Lawyers for Seinfeld say Missy Chase Lapine's lawyers resorted to the switch in words to describe Seinfeld when several weeks ago they filed a rewritten version of her lawsuit against him and his wife in U.S. District Court in Manhattan.
"Jerry Seinfeld is an enormously wealthy and well-known actor," Lapine's revised lawsuit said. The original had called him a comedian.
Lapine, the author of "The Sneaky Chef: Simple Strategies for Hiding Healthy Foods in Kids' Favorite Meals," accused Seinfeld's wife, Jessica Seinfeld, of plagiarizing her cookbook when in October she published her own, titled: "Deceptively Delicious: Simple Secrets to Get Your Kids Eating Good Food."
During an appearance on CBS' "Late Show with David Letterman," Jerry Seinfeld said Lapine was accusing his wife of "vegetable plagiarism" and compared her to the three-name killers of John Lennon and the Rev.

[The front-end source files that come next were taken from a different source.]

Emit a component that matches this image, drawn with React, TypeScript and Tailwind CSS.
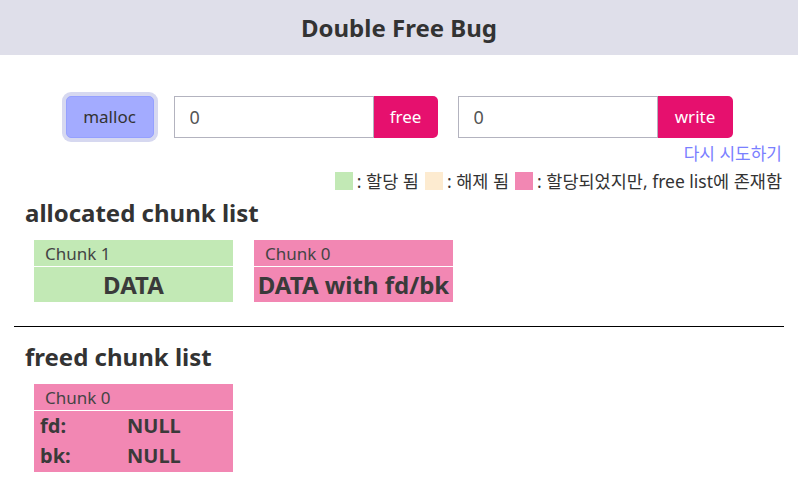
import React from "react";

const font = { fontFamily: '"Noto Sans", "Noto Sans CJK KR", sans-serif' };

// one chunk block: header line with name, body below
function ChunkBox({ name, color, children }: { name: string; color: string; children: React.ReactNode }) {
  return (
    <div className={`w-[199px] ${color}`}>
      <div className="h-[27px] border-b border-white pl-[11px] text-[17px] leading-[27px] text-[#444]">{name}</div>
      {children}
    </div>
  );
}

export default function App() {
  return (
    <div className="min-h-[504px] w-full bg-white text-[#3a3a3a]" style={font}>
      <div className="flex h-[55px] items-center justify-center bg-[#dfdfea]">
        <h1 className="text-[24px] font-bold text-[#333]">Double Free Bug</h1>
      </div>

      <div className="mt-[41px] flex items-center justify-center gap-5">
        <button className="h-[42px] w-[88px] rounded-[5px] border border-[#95a0ff] bg-[#a3abff] text-[17px] text-[#333] shadow-[0_0_0_4px_#d6d8f0]">
          malloc
        </button>
        <div className="flex">
          <input
            defaultValue="0"
            className="h-[42px] w-[200px] border border-[#b3b3bf] px-[15px] text-[18px] text-[#555] outline-none"
          />
          <button className="h-[42px] w-[64px] rounded-r-[5px] bg-[#e6106e] text-[17px] text-white">free</button>
        </div>
        <div className="flex">
          <input
            defaultValue="0"
            className="h-[42px] w-[200px] border border-[#b3b3bf] px-[15px] text-[18px] text-[#555] outline-none"
          />
          <button className="h-[42px] w-[75px] rounded-r-[5px] bg-[#e6106e] text-[17px] text-white">write</button>
        </div>
      </div>

      <div className="mt-[4px] pr-[16px] text-right text-[17px] leading-[24px] text-[#7a80ff]">다시 시도하기</div>

      <div className="mt-[4px] flex items-center justify-end gap-[4px] pr-[16px] text-[17.5px] leading-[22px] text-[#333]">
        <span className="h-[18px] w-[18px] bg-[#c2e9b5]" />
        <span className="mr-[2px]">: 할당 됨</span>
        <span className="h-[18px] w-[18px] bg-[#fdebd0]" />
        <span className="mr-[2px]">: 해제 됨</span>
        <span className="h-[18px] w-[18px] bg-[#f287b3]" />
        <span>: 할당되었지만, free list에 존재함</span>
      </div>

      <h2 className="mt-[6px] pl-[25px] text-[24px] font-bold leading-[30px] text-[#333]">allocated chunk list</h2>
      <div className="mt-[12px] flex gap-[21px] pl-[34px]">
        <ChunkBox name="Chunk 1" color="bg-[#c2e9b5]">
          <div className="h-[35px] text-center text-[24px] font-bold leading-[35px] text-[#3a3a3a]">DATA</div>
        </ChunkBox>
        <ChunkBox name="Chunk 0" color="bg-[#f287b3]">
          <div className="h-[35px] whitespace-nowrap text-center text-[24px] font-bold leading-[35px] text-[#3a3a3a]">
            DATA with fd/bk
          </div>
        </ChunkBox>
      </div>

      <hr className="mx-[14px] mt-[24px] border-t border-black" />

      <h2 className="mt-[15px] pl-[25px] text-[24px] font-bold leading-[30px] text-[#333]">freed chunk list</h2>
      <div className="mt-[12px] pl-[34px]">
        <ChunkBox name="Chunk 0" color="bg-[#f287b3]">
          <div className="h-[61px] pl-[6px] text-[20px] font-bold text-[#3a3a3a]">
            <div className="flex h-[30px] items-center">
              <span className="w-[87px]">fd:</span>
              <span>NULL</span>
            </div>
            <div className="flex h-[30px] items-center">
              <span className="w-[87px]">bk:</span>
              <span>NULL</span>
            </div>
          </div>
        </ChunkBox>
      </div>
    </div>
  );
}
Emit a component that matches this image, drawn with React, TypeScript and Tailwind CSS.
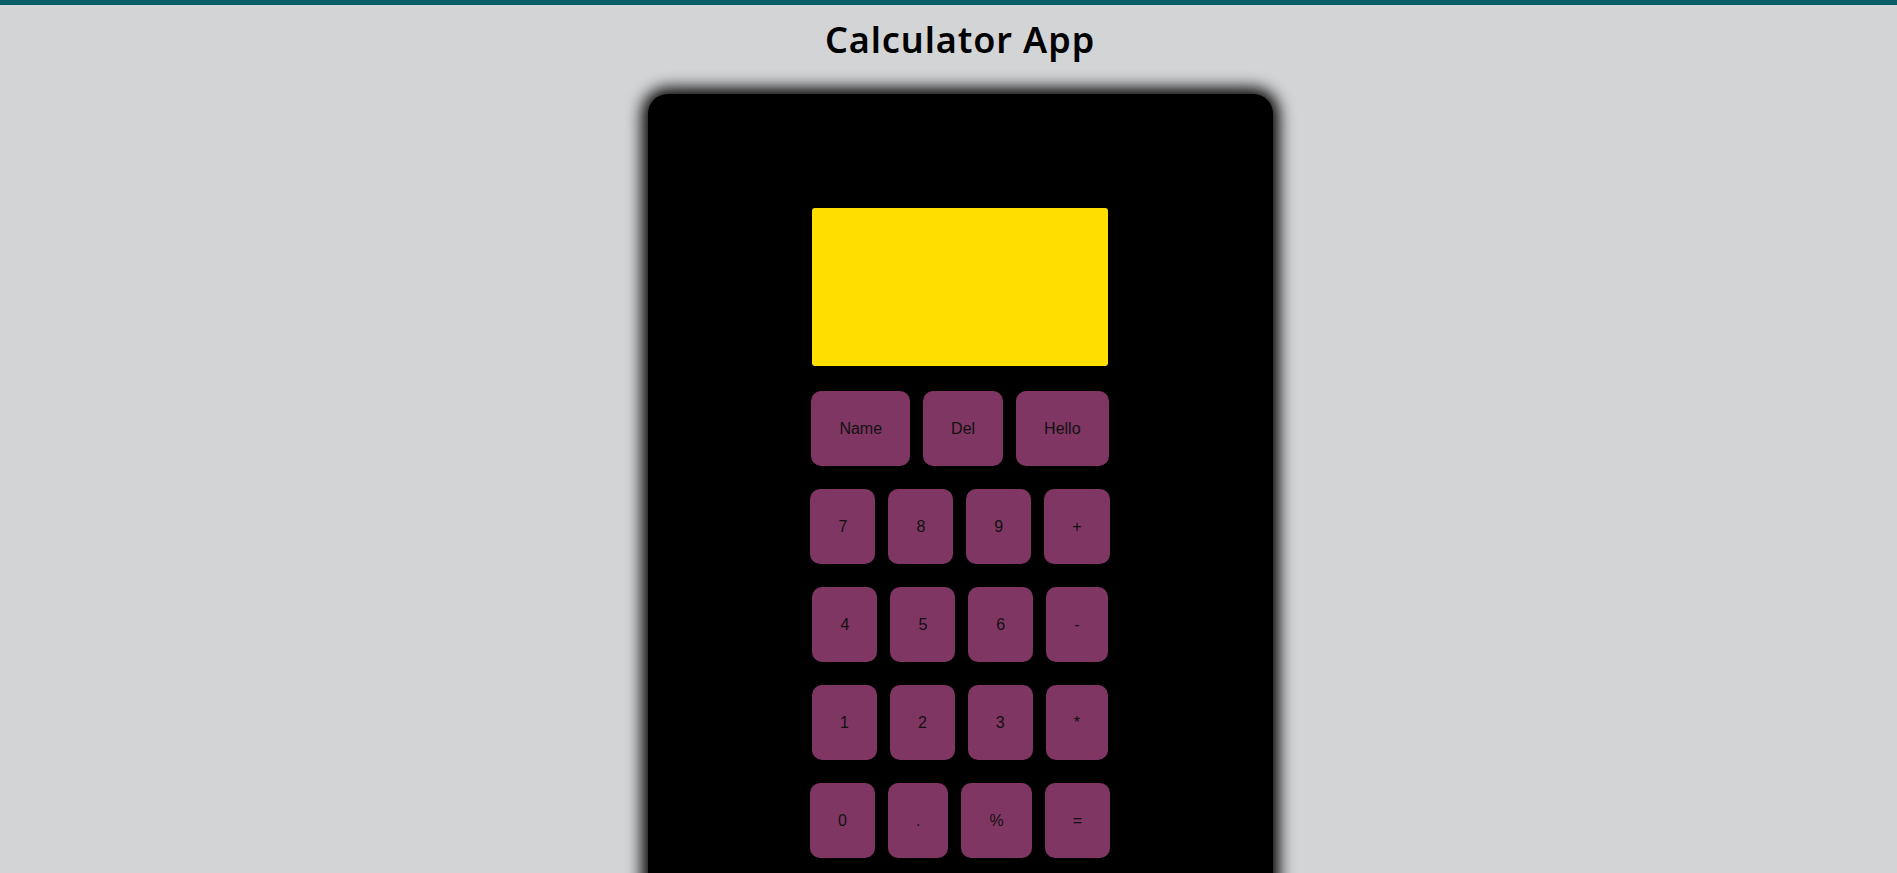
const ROWS: string[][] = [
  ['Name', 'Del', 'Hello'],
  ['7', '8', '9', '+'],
  ['4', '5', '6', '-'],
  ['1', '2', '3', '*'],
  ['0', '.', '%', '='],
]

function Key({ label }: { label: string }) {
  return (
    <button className="h-[75px] px-[28px] rounded-[10px] bg-[#7f3663] text-[16px] leading-[18px] text-[#111] font-['Liberation_Sans',Arial,sans-serif]">
      {label}
    </button>
  )
}

export default function App() {
  return (
    <div className="h-screen overflow-hidden bg-[#d3d4d6]">
      <div className="w-[1920px] flex flex-col items-center">
        {/* Top bar */}
        <div className="h-[5px] w-full bg-[#075e67]" />

        <h1 className="mt-[17px] text-[36px] leading-[36px] font-semibold tracking-[0.9px] text-black font-['Noto_Sans',sans-serif]">
          Calculator App
        </h1>

        {/* Calculator body */}
        <div className="mt-[36px] w-[625px] rounded-[20px] bg-black pt-[114px] pb-[80px] flex flex-col items-center shadow-[0_0_16px_6px_rgba(0,0,0,1)]">
          <div className="w-[296px] h-[158px] rounded-[3px] bg-[#ffde00]" />

          <div className="mt-[25px] flex flex-col items-center gap-[23px]">
            {ROWS.map((row, i) => (
              <div key={i} className="flex gap-[13px]">
                {row.map(k => (
                  <Key key={k} label={k} />
                ))}
              </div>
            ))}
          </div>
        </div>
      </div>
    </div>
  )
}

Martin Luther King Jr.
"If you read history, many of the three-name people do become assassins," Seinfeld said. "Mark David Chapman. And you know, James Earl Ray. So that's my concern."
His lawyers said in court papers filed late Tuesday: "No reasonable viewer could have thought that Seinfeld really meant that Lapine ... might become an `assassin' simply because she has three names."
Lapine's lawyers have said Seinfeld, best known for the sitcom "Seinfeld," used the Letterman appearance to begin a "malicious, premeditated and knowingly false and defamatory attack" on her.
"The issues of law will be decided by the court, and we are confident of the outcome," Lapine lawyer Howard B. Miller said Wednesday.
Seinfeld's lawyers asked a judge to toss out the lawsuit on First Amendment grounds.
In separate court papers, lawyers for Jessica Seinfeld accused Lapine of falsely claiming she invented the idea of hiding fruits and vegetables in children's meals when "countless prior works utilized this very same unprotectable idea," including a 1971 book. They called the lawsuit "opportunistic."